WHAT YOU ARE ASKED TO DO. How many lines in the records below contain the word "page"? Answer with the number alone.

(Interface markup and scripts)
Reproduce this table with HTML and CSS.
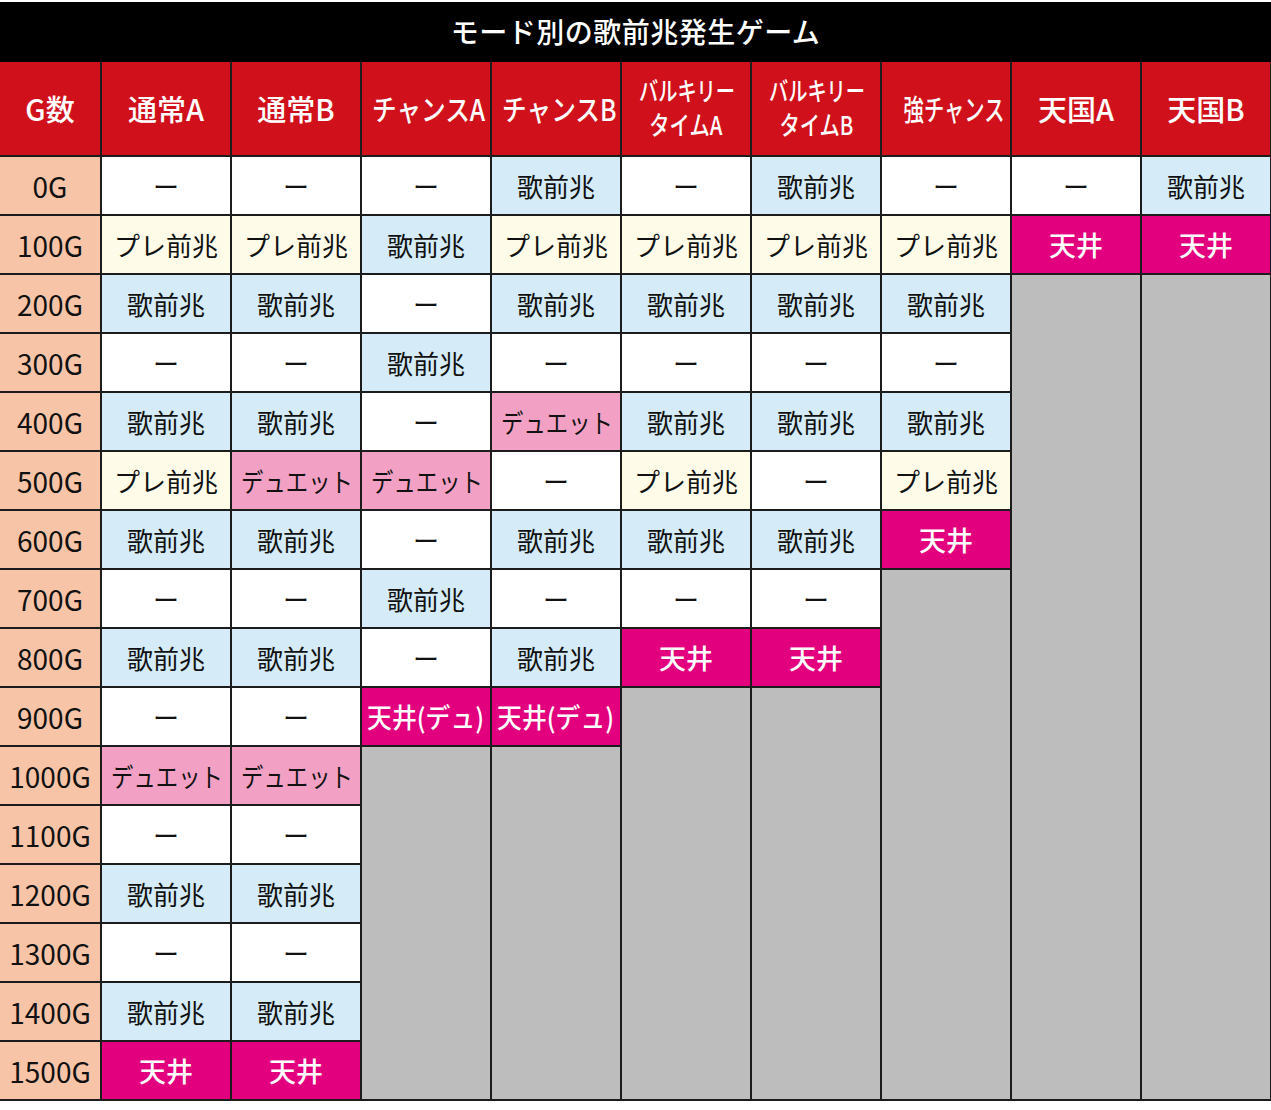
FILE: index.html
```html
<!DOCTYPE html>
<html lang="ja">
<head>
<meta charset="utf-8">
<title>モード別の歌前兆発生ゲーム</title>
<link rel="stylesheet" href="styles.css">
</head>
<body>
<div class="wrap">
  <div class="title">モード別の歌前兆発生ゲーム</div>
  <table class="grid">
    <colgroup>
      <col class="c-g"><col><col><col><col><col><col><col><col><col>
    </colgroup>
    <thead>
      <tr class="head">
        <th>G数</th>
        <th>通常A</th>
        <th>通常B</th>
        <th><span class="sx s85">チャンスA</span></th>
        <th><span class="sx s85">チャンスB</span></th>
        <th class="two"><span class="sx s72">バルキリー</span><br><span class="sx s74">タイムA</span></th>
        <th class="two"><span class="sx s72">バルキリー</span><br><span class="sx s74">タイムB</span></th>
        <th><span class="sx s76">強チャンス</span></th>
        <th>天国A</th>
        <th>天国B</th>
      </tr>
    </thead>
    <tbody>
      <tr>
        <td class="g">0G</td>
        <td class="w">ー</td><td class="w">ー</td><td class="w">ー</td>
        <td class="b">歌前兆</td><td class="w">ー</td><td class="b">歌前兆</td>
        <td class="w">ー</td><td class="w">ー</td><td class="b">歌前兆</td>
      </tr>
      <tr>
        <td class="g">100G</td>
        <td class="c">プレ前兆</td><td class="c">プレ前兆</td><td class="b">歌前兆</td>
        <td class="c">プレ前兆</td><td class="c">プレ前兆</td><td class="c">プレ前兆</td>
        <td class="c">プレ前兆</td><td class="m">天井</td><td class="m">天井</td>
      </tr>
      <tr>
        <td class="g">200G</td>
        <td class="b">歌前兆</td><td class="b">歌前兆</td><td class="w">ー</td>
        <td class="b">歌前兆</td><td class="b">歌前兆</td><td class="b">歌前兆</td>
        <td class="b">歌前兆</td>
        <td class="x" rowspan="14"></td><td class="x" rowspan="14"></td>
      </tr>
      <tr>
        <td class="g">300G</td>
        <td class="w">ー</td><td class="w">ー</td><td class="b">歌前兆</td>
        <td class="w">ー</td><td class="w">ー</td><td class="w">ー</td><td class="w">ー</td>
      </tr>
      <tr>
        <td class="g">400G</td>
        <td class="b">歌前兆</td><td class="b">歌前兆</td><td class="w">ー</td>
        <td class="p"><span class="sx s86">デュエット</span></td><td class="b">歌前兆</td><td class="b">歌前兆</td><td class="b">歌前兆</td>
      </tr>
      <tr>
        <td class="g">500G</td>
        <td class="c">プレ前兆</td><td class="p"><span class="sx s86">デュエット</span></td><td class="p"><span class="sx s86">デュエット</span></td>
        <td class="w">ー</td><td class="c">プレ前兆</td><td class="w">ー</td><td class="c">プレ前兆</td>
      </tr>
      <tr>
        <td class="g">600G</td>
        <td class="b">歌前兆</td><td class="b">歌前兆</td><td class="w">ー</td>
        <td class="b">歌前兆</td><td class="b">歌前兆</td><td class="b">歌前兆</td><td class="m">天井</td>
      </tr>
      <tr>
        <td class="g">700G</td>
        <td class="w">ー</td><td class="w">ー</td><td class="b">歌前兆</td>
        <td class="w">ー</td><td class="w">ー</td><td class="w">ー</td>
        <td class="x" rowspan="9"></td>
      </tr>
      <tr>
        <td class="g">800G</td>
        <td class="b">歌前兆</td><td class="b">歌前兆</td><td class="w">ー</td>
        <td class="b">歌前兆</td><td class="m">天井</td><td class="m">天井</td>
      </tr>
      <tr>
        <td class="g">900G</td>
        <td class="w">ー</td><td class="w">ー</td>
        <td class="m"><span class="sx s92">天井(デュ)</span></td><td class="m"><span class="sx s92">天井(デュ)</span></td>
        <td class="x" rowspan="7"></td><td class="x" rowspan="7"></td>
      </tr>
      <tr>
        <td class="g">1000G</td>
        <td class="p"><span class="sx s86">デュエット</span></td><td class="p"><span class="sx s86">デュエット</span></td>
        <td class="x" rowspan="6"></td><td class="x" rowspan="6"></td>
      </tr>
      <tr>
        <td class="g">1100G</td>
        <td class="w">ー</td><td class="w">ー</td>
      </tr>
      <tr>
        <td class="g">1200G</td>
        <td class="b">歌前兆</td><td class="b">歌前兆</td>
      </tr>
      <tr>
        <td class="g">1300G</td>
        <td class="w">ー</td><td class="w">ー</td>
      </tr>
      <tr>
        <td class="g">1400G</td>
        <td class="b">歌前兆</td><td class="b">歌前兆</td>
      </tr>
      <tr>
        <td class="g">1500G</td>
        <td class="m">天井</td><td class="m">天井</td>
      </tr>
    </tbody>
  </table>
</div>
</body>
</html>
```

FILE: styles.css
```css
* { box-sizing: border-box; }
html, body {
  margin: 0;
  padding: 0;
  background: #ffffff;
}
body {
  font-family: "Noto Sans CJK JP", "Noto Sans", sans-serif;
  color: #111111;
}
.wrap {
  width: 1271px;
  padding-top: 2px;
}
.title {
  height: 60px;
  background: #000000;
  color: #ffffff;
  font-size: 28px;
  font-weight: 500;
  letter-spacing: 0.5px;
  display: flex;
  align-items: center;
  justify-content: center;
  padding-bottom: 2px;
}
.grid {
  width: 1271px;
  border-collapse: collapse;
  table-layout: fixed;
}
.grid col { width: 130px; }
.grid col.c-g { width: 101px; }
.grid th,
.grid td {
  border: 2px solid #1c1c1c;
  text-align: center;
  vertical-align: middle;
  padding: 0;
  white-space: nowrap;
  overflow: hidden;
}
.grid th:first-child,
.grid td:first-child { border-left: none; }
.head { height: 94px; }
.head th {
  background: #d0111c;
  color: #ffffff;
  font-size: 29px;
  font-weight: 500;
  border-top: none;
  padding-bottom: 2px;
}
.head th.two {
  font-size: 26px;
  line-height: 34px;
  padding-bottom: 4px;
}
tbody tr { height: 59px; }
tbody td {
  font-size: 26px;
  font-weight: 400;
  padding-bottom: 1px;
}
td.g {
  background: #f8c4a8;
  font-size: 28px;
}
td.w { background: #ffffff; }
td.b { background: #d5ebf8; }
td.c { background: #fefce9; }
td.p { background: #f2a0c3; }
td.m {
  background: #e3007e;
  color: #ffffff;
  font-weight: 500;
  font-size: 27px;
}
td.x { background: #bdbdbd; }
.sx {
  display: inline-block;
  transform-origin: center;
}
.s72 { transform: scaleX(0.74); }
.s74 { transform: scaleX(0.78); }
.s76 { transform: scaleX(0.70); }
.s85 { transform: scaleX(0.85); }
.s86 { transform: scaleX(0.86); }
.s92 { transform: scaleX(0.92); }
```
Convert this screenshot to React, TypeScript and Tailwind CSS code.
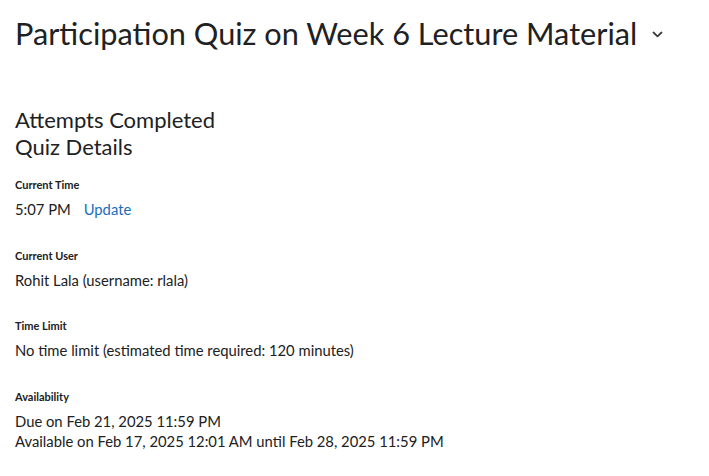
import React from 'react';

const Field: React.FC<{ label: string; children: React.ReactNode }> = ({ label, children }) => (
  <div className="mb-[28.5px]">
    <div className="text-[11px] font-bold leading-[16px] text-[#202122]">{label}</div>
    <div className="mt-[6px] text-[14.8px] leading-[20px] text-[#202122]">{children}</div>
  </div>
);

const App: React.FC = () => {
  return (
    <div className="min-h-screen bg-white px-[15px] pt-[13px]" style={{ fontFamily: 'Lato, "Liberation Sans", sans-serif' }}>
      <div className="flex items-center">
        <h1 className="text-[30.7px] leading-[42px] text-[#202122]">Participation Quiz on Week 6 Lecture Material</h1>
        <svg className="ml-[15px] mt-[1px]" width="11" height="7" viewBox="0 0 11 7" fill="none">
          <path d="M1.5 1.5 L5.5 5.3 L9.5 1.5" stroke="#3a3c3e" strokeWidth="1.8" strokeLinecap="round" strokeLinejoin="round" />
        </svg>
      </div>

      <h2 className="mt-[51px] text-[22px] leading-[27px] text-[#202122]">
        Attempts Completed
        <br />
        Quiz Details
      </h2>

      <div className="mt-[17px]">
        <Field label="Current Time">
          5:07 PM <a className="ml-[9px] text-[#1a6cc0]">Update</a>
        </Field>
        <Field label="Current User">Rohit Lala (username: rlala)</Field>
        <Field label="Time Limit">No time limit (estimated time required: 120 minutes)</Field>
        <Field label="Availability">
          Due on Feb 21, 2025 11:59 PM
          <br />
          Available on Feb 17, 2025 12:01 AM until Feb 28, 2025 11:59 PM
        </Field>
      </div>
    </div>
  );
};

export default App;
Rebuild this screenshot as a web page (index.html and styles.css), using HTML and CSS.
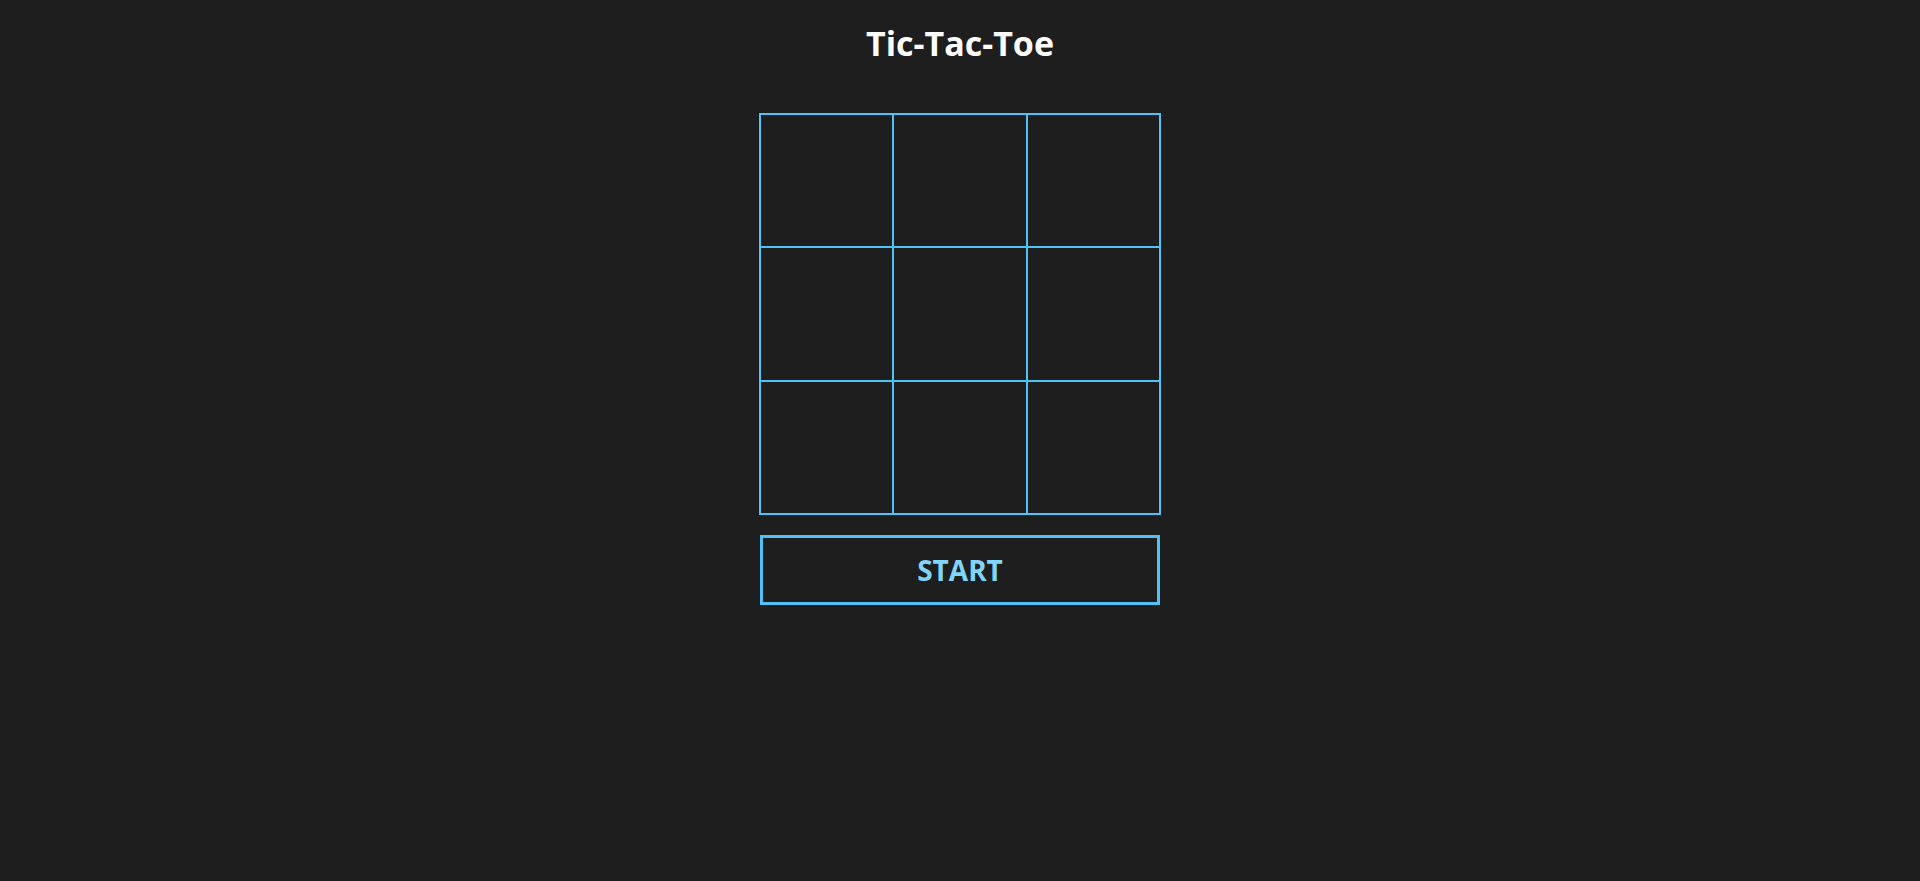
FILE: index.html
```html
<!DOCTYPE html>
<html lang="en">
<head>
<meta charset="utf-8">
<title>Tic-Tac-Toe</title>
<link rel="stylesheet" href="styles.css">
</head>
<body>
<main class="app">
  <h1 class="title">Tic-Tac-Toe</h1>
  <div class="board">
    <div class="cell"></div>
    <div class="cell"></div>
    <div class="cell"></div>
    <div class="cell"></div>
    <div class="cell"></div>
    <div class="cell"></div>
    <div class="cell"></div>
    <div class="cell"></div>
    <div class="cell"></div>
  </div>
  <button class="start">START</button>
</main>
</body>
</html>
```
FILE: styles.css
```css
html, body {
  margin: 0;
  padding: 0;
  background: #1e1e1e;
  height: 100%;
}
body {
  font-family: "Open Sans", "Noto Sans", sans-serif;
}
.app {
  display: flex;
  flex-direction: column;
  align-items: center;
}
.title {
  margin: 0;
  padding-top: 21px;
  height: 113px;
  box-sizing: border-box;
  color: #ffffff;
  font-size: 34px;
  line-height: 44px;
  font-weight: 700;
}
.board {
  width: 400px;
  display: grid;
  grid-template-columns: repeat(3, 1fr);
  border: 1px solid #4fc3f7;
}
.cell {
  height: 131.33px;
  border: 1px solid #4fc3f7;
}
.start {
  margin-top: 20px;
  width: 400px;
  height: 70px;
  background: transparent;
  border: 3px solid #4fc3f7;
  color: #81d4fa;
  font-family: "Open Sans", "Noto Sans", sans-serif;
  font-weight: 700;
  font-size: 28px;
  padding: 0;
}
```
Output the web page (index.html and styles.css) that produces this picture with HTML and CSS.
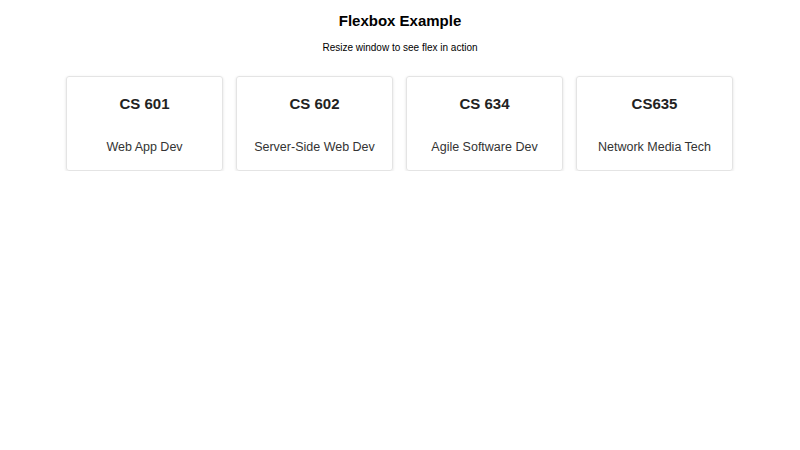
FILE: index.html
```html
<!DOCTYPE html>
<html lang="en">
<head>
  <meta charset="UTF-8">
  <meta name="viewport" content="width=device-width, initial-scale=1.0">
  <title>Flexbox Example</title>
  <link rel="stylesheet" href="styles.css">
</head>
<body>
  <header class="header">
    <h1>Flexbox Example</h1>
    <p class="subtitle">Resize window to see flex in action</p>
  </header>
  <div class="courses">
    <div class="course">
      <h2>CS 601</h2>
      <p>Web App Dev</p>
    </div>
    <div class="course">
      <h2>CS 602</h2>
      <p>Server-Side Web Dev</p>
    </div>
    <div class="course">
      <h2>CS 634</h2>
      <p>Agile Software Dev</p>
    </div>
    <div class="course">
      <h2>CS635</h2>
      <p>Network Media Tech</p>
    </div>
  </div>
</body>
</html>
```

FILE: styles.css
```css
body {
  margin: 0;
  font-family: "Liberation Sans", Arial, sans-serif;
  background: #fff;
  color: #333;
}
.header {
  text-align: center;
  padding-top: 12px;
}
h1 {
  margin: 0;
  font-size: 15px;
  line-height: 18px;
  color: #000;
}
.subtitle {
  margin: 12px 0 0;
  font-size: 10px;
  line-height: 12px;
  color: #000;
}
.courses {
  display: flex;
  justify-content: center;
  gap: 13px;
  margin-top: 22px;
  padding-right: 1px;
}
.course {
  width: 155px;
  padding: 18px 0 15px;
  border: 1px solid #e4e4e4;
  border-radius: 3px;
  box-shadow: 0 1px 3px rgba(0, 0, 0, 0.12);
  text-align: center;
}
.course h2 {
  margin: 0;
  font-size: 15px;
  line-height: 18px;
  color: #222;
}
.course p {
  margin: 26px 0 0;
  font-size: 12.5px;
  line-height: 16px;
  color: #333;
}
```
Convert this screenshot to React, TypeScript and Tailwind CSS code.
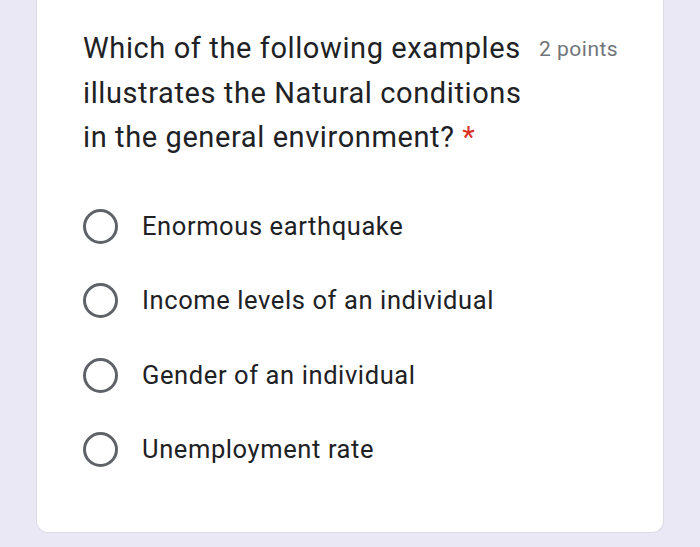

RESPONSE TO THIS EXERCISE. 2